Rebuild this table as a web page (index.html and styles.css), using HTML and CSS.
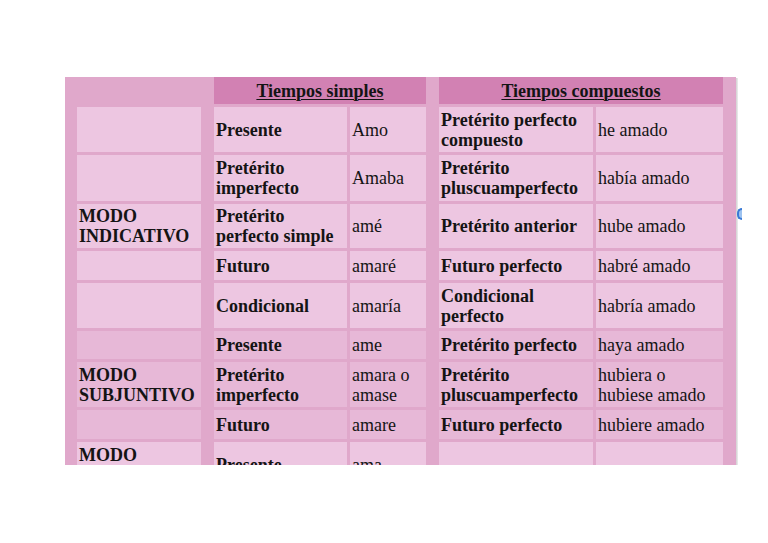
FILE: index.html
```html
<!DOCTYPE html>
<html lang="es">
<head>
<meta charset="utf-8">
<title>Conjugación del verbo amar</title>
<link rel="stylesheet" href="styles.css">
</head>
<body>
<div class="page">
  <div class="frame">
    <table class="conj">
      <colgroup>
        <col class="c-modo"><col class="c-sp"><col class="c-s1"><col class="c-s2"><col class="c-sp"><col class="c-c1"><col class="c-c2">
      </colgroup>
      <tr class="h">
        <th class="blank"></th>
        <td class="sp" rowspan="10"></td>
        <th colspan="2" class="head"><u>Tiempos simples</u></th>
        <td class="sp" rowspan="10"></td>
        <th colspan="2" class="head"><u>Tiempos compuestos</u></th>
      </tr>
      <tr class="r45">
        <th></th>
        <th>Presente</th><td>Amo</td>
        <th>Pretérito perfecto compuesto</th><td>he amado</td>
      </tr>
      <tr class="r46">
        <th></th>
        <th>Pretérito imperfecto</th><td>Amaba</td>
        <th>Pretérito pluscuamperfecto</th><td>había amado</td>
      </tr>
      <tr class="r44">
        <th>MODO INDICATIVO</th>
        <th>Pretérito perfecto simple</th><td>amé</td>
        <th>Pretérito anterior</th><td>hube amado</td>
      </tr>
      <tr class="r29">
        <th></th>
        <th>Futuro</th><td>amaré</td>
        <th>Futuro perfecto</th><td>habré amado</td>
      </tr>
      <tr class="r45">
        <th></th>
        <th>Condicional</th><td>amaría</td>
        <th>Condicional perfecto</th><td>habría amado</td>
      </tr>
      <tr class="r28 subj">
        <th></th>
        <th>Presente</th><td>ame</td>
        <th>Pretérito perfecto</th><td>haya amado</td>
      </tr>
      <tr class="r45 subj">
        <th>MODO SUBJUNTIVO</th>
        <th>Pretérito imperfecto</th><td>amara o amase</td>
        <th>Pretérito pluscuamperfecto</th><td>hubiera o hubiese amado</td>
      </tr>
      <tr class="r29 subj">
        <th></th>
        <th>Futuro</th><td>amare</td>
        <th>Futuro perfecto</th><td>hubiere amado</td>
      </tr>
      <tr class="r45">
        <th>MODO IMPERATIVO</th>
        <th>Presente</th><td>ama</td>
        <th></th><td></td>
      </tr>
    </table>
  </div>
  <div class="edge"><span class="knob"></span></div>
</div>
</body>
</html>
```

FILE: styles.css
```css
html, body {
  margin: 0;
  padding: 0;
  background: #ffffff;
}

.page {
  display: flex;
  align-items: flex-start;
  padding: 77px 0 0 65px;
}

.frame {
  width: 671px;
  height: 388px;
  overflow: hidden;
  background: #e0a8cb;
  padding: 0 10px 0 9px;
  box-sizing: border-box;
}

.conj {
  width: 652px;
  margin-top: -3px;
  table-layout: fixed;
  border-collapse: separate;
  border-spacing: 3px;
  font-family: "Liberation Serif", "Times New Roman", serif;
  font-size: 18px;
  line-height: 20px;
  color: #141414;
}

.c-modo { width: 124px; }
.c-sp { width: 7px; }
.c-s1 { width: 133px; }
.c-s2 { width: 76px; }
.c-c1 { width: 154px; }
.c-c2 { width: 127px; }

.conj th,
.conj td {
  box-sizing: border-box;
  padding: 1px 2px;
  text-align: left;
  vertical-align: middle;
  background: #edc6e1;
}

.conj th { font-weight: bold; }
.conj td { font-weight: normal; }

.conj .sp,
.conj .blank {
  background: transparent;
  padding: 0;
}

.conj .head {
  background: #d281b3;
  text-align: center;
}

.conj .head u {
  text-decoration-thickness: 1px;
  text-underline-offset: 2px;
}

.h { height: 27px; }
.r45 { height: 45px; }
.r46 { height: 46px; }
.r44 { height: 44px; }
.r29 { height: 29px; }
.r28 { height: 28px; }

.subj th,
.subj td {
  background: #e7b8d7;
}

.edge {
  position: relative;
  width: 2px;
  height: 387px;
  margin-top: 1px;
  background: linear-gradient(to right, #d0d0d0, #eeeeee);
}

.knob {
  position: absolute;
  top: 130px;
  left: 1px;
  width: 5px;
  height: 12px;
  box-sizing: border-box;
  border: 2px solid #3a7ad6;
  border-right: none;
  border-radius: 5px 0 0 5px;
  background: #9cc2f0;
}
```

● ● ●

Repeat the listing in full and exactly. Do not include any images.

■ EXPECTED ANSWER:
Rebuild this table as a web page (index.html and styles.css), using HTML and CSS.
FILE: index.html
```html
<!DOCTYPE html>
<html lang="es">
<head>
<meta charset="utf-8">
<title>Conjugación del verbo amar</title>
<link rel="stylesheet" href="styles.css">
</head>
<body>
<div class="page">
  <div class="frame">
    <table class="conj">
      <colgroup>
        <col class="c-modo"><col class="c-sp"><col class="c-s1"><col class="c-s2"><col class="c-sp"><col class="c-c1"><col class="c-c2">
      </colgroup>
      <tr class="h">
        <th class="blank"></th>
        <td class="sp" rowspan="10"></td>
        <th colspan="2" class="head"><u>Tiempos simples</u></th>
        <td class="sp" rowspan="10"></td>
        <th colspan="2" class="head"><u>Tiempos compuestos</u></th>
      </tr>
      <tr class="r45">
        <th></th>
        <th>Presente</th><td>Amo</td>
        <th>Pretérito perfecto compuesto</th><td>he amado</td>
      </tr>
      <tr class="r46">
        <th></th>
        <th>Pretérito imperfecto</th><td>Amaba</td>
        <th>Pretérito pluscuamperfecto</th><td>había amado</td>
      </tr>
      <tr class="r44">
        <th>MODO INDICATIVO</th>
        <th>Pretérito perfecto simple</th><td>amé</td>
        <th>Pretérito anterior</th><td>hube amado</td>
      </tr>
      <tr class="r29">
        <th></th>
        <th>Futuro</th><td>amaré</td>
        <th>Futuro perfecto</th><td>habré amado</td>
      </tr>
      <tr class="r45">
        <th></th>
        <th>Condicional</th><td>amaría</td>
        <th>Condicional perfecto</th><td>habría amado</td>
      </tr>
      <tr class="r28 subj">
        <th></th>
        <th>Presente</th><td>ame</td>
        <th>Pretérito perfecto</th><td>haya amado</td>
      </tr>
      <tr class="r45 subj">
        <th>MODO SUBJUNTIVO</th>
        <th>Pretérito imperfecto</th><td>amara o amase</td>
        <th>Pretérito pluscuamperfecto</th><td>hubiera o hubiese amado</td>
      </tr>
      <tr class="r29 subj">
        <th></th>
        <th>Futuro</th><td>amare</td>
        <th>Futuro perfecto</th><td>hubiere amado</td>
      </tr>
      <tr class="r45">
        <th>MODO IMPERATIVO</th>
        <th>Presente</th><td>ama</td>
        <th></th><td></td>
      </tr>
    </table>
  </div>
  <div class="edge"><span class="knob"></span></div>
</div>
</body>
</html>
```

FILE: styles.css
```css
html, body {
  margin: 0;
  padding: 0;
  background: #ffffff;
}

.page {
  display: flex;
  align-items: flex-start;
  padding: 77px 0 0 65px;
}

.frame {
  width: 671px;
  height: 388px;
  overflow: hidden;
  background: #e0a8cb;
  padding: 0 10px 0 9px;
  box-sizing: border-box;
}

.conj {
  width: 652px;
  margin-top: -3px;
  table-layout: fixed;
  border-collapse: separate;
  border-spacing: 3px;
  font-family: "Liberation Serif", "Times New Roman", serif;
  font-size: 18px;
  line-height: 20px;
  color: #141414;
}

.c-modo { width: 124px; }
.c-sp { width: 7px; }
.c-s1 { width: 133px; }
.c-s2 { width: 76px; }
.c-c1 { width: 154px; }
.c-c2 { width: 127px; }

.conj th,
.conj td {
  box-sizing: border-box;
  padding: 1px 2px;
  text-align: left;
  vertical-align: middle;
  background: #edc6e1;
}

.conj th { font-weight: bold; }
.conj td { font-weight: normal; }

.conj .sp,
.conj .blank {
  background: transparent;
  padding: 0;
}

.conj .head {
  background: #d281b3;
  text-align: center;
}

.conj .head u {
  text-decoration-thickness: 1px;
  text-underline-offset: 2px;
}

.h { height: 27px; }
.r45 { height: 45px; }
.r46 { height: 46px; }
.r44 { height: 44px; }
.r29 { height: 29px; }
.r28 { height: 28px; }

.subj th,
.subj td {
  background: #e7b8d7;
}

.edge {
  position: relative;
  width: 2px;
  height: 387px;
  margin-top: 1px;
  background: linear-gradient(to right, #d0d0d0, #eeeeee);
}

.knob {
  position: absolute;
  top: 130px;
  left: 1px;
  width: 5px;
  height: 12px;
  box-sizing: border-box;
  border: 2px solid #3a7ad6;
  border-right: none;
  border-radius: 5px 0 0 5px;
  background: #9cc2f0;
}
```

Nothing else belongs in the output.